> Required task
Your task is to print, exactly and only, the lines from the start of the entries below through the line with "23, 25, 26];". Include both ends, but skip the pictures.

(Interface markup and scripts)

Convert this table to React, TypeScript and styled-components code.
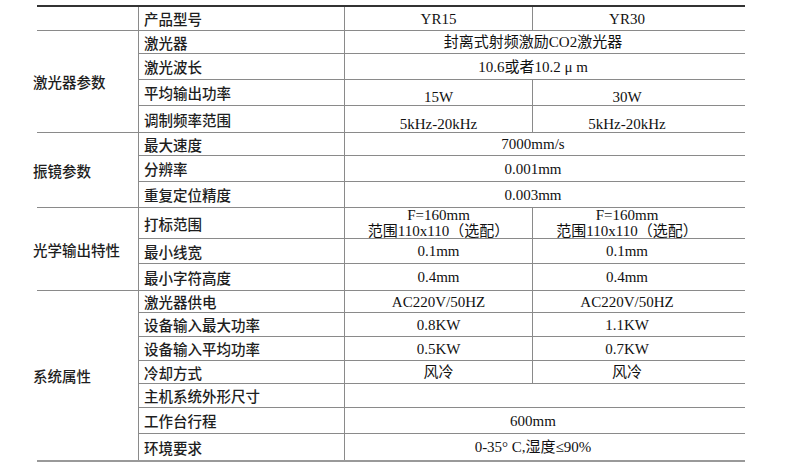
import styled, { createGlobalStyle } from "styled-components";

const GlobalStyle = createGlobalStyle`
  html, body {
    margin: 0;
    padding: 0;
    background: #ffffff;
  }
  body {
    font-family: "Liberation Serif", "Noto Sans CJK SC", serif;
    color: #1c1c1c;
  }
`;

type Value = string | string[];
interface SpecRow {
  label: string;
  values: Value[];
  low?: boolean;
}
interface SpecGroup {
  name: string;
  rows: SpecRow[];
}

// row heights measured from the sheet (line to line, minus the 1px line)
const ROW_HEIGHTS = [23, 22, 25, 25, 26, 22, 25, 25, 30, 24, 26, 21, 23, 23, 22, 23, 25, 26];

const GROUPS: SpecGroup[] = [
  { name: "", rows: [{ label: "产品型号", values: ["YR15", "YR30"] }] },
  {
    name: "激光器参数",
    rows: [
      { label: "激光器", values: ["封离式射频激励CO2激光器"] },
      { label: "激光波长", values: ["10.6或者10.2 μ m"] },
      { label: "平均输出功率", values: ["15W", "30W"], low: true },
      { label: "调制频率范围", values: ["5kHz-20kHz", "5kHz-20kHz"], low: true },
    ],
  },
  {
    name: "振镜参数",
    rows: [
      { label: "最大速度", values: ["7000mm/s"] },
      { label: "分辨率", values: ["0.001mm"] },
      { label: "重复定位精度", values: ["0.003mm"] },
    ],
  },
  {
    name: "光学输出特性",
    rows: [
      {
        label: "打标范围",
        values: [
          ["F=160mm", "范围110x110（选配）"],
          ["F=160mm", "范围110x110（选配）"],
        ],
      },
      { label: "最小线宽", values: ["0.1mm", "0.1mm"] },
      { label: "最小字符高度", values: ["0.4mm", "0.4mm"] },
    ],
  },
  {
    name: "系统属性",
    rows: [
      { label: "激光器供电", values: ["AC220V/50HZ", "AC220V/50HZ"] },
      { label: "设备输入最大功率", values: ["0.8KW", "1.1KW"] },
      { label: "设备输入平均功率", values: ["0.5KW", "0.7KW"] },
      { label: "冷却方式", values: ["风冷", "风冷"] },
      { label: "主机系统外形尺寸", values: [""] },
      { label: "工作台行程", values: ["600mm"] },
      { label: "环境要求", values: ["0-35° C,湿度≤90%"] },
    ],
  },
];

const Page = styled.div`
  padding: 5px 0 0 37px;
`;

const Sheet = styled.div`
  display: grid;
  width: 708px;
  grid-template-columns: 101px 205px 187px 212px;
  grid-template-rows: ${ROW_HEIGHTS.map((h) => `${h}px`).join(" ")};
  gap: 1px;
  background: #8a8a8a;
  border-top: 2px solid #333;
  border-bottom: 2px solid #999;
`;

const GroupCell = styled.div<{ $start: number; $span: number }>`
  grid-column: 1;
  grid-row: ${(p) => `${p.$start} / span ${p.$span}`};
  background: #fff;
  display: flex;
  align-items: center;
  font-family: "Noto Sans CJK SC", sans-serif;
  font-size: 14.5px;
  font-weight: 500;
  text-indent: -4px;
  color: #1e1e1e;
`;

const LabelCell = styled.div<{ $row: number }>`
  grid-column: 2;
  grid-row: ${(p) => p.$row};
  background: #fff;
  display: flex;
  align-items: center;
  padding-left: 5px;
  font-family: "Noto Sans CJK SC", sans-serif;
  font-size: 14.5px;
  font-weight: 500;
  color: #1e1e1e;
`;

const ValueCell = styled.div<{ $row: number; $col: string; $right: number; $low?: boolean }>`
  grid-column: ${(p) => p.$col};
  grid-row: ${(p) => p.$row};
  background: #fff;
  display: flex;
  flex-direction: column;
  align-items: center;
  justify-content: center;
  padding-right: ${(p) => p.$right}px;
  padding-top: ${(p) => (p.$low ? 9 : 0)}px;
  font-family: "Liberation Serif", "Noto Sans CJK SC", serif;
  font-size: 15px;
  line-height: 16px;
  color: #111;
  white-space: nowrap;
`;

function renderValue(v: Value) {
  if (Array.isArray(v)) return v.map((line) => <span key={line}>{line}</span>);
  return v;
}

export default function App() {
  let row = 1;
  const cells: JSX.Element[] = [];

  GROUPS.forEach((group, gi) => {
    cells.push(
      <GroupCell key={`g-${gi}`} $start={row} $span={group.rows.length}>
        {group.name}
      </GroupCell>
    );
    group.rows.forEach((r) => {
      cells.push(
        <LabelCell key={`l-${r.label}`} $row={row}>
          {r.label}
        </LabelCell>
      );
      if (r.values.length === 1) {
        cells.push(
          <ValueCell key={`v-${r.label}`} $row={row} $col="3 / span 2" $right={24}>
            {renderValue(r.values[0])}
          </ValueCell>
        );
      } else {
        cells.push(
          <ValueCell key={`a-${r.label}`} $row={row} $col="3" $right={0} $low={r.low}>
            {renderValue(r.values[0])}
          </ValueCell>,
          <ValueCell key={`b-${r.label}`} $row={row} $col="4" $right={24} $low={r.low}>
            {renderValue(r.values[1])}
          </ValueCell>
        );
      }
      row += 1;
    });
  });

  return (
    <Page>
      <GlobalStyle />
      <Sheet>{cells}</Sheet>
    </Page>
  );
}
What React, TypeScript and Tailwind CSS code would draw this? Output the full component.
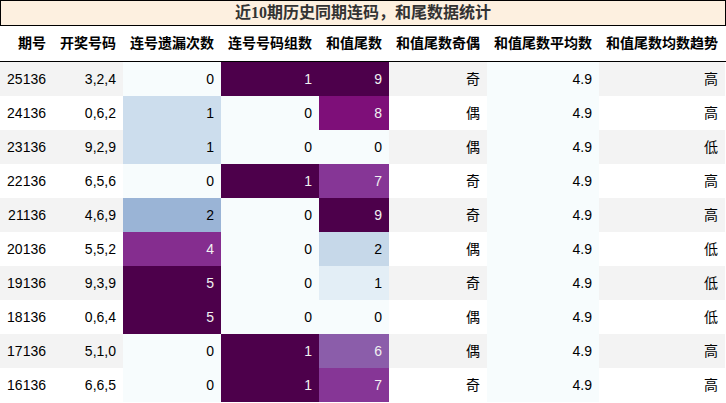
import React from "react";

type Cell = { v: string; bg?: string; light?: boolean };

const BUPU = {
  c0: "#f7fcfd",
};

function c3(v: number): { bg: string; light: boolean } {
  const m: Record<number, [string, boolean]> = {
    0: ["#f7fcfd", false],
    1: ["#ccdded", false],
    2: ["#9ab4d6", false],
    4: ["#852d8f", true],
    5: ["#4d004b", true],
  };
  const [bg, light] = m[v];
  return { bg, light };
}
function c4(v: number) {
  return v === 1 ? { bg: "#4d004b", light: true } : { bg: "#f7fcfd", light: false };
}
function c5(v: number) {
  const m: Record<number, [string, boolean]> = {
    0: ["#f7fcfd", false],
    1: ["#e3eef6", false],
    2: ["#c6d8e9", false],
    6: ["#8b5daa", true],
    7: ["#863696", true],
    8: ["#7e0f79", true],
    9: ["#4d004b", true],
  };
  const [bg, light] = m[v];
  return { bg, light };
}

const rows: [string, string, number, number, number, string, string][] = [
  ["25136", "3,2,4", 0, 1, 9, "奇", "高"],
  ["24136", "0,6,2", 1, 0, 8, "偶", "高"],
  ["23136", "9,2,9", 1, 0, 0, "偶", "低"],
  ["22136", "6,5,6", 0, 1, 7, "奇", "高"],
  ["21136", "4,6,9", 2, 0, 9, "奇", "高"],
  ["20136", "5,5,2", 4, 0, 2, "偶", "低"],
  ["19136", "9,3,9", 5, 0, 1, "奇", "低"],
  ["18136", "0,6,4", 5, 0, 0, "偶", "低"],
  ["17136", "5,1,0", 0, 1, 6, "偶", "高"],
  ["16136", "6,6,5", 0, 1, 7, "奇", "高"],
];

const headers = ["期号", "开奖号码", "连号遗漏次数", "连号号码组数", "和值尾数", "和值尾数奇偶", "和值尾数平均数", "和值尾数均数趋势"];

const grid = "grid grid-cols-[53px_70px_98px_98px_70px_98px_112px_126px]";

export default function App() {
  return (
    <div
      className="w-[726px] h-[403px] bg-white overflow-hidden"
      style={{ fontFamily: '"Liberation Sans", "Noto Sans CJK SC", sans-serif' }}
    >
      <div
        className="w-[726px] h-[26px] border border-black bg-[#fdf0e0] flex items-center justify-center text-[16px] font-bold text-[#333333] leading-none"
        style={{ fontFamily: '"Liberation Serif", "Noto Sans CJK SC", serif' }}
      >
        近10期历史同期连码，和尾数据统计
      </div>
      <div className={`${grid} h-[36px] border-b border-black text-[14px] font-bold text-black`}>
        {headers.map((h) => (
          <div key={h} className="flex items-center justify-end pr-[7px] whitespace-nowrap">
            {h}
          </div>
        ))}
      </div>
      {rows.map((r, i) => {
        const plain = i % 2 === 0 ? "#f3f3f3" : "#ffffff";
        const cells: Cell[] = [
          { v: r[0], bg: plain },
          { v: r[1], bg: plain },
          { v: String(r[2]), ...c3(r[2]) },
          { v: String(r[3]), ...c4(r[3]) },
          { v: String(r[4]), ...c5(r[4]) },
          { v: r[5], bg: plain },
          { v: "4.9", bg: BUPU.c0 },
          { v: r[6], bg: plain },
        ];
        return (
          <div key={r[0]} className={`${grid} h-[34px] text-[14px]`}>
            {cells.map((c, j) => (
              <div
                key={j}
                className={`flex items-center justify-end pr-[7px] ${c.light ? "text-[#f1f1f1]" : "text-black"}`}
                style={{ backgroundColor: c.bg }}
              >
                {c.v}
              </div>
            ))}
          </div>
        );
      })}
    </div>
  );
}
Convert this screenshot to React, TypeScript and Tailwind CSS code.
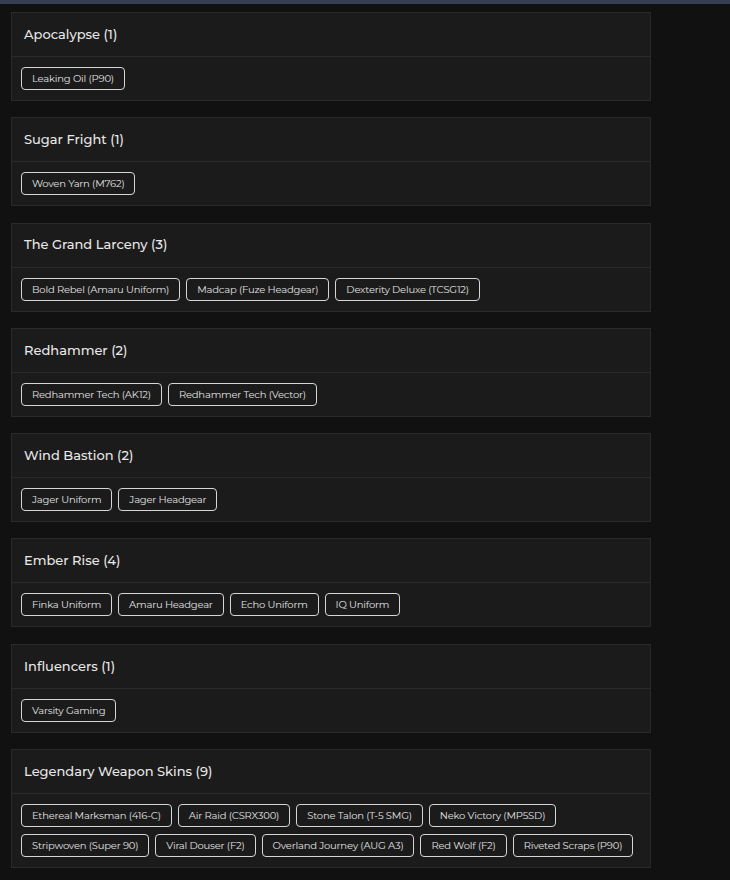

> Exercise answer
Convert this table to React, TypeScript and styled-components code.
import styled, { createGlobalStyle } from "styled-components";

const GlobalStyle = createGlobalStyle`
  html, body {
    margin: 0;
    padding: 0;
    background: #ffffff;
  }
  body {
    font-family: "Liberation Serif", "Noto Sans CJK SC", serif;
    color: #1c1c1c;
  }
`;

type Value = string | string[];
interface SpecRow {
  label: string;
  values: Value[];
  low?: boolean;
}
interface SpecGroup {
  name: string;
  rows: SpecRow[];
}

// row heights measured from the sheet (line to line, minus the 1px line)
const ROW_HEIGHTS = [23, 22, 25, 25, 26, 22, 25, 25, 30, 24, 26, 21, 23, 23, 22, 23, 25, 26];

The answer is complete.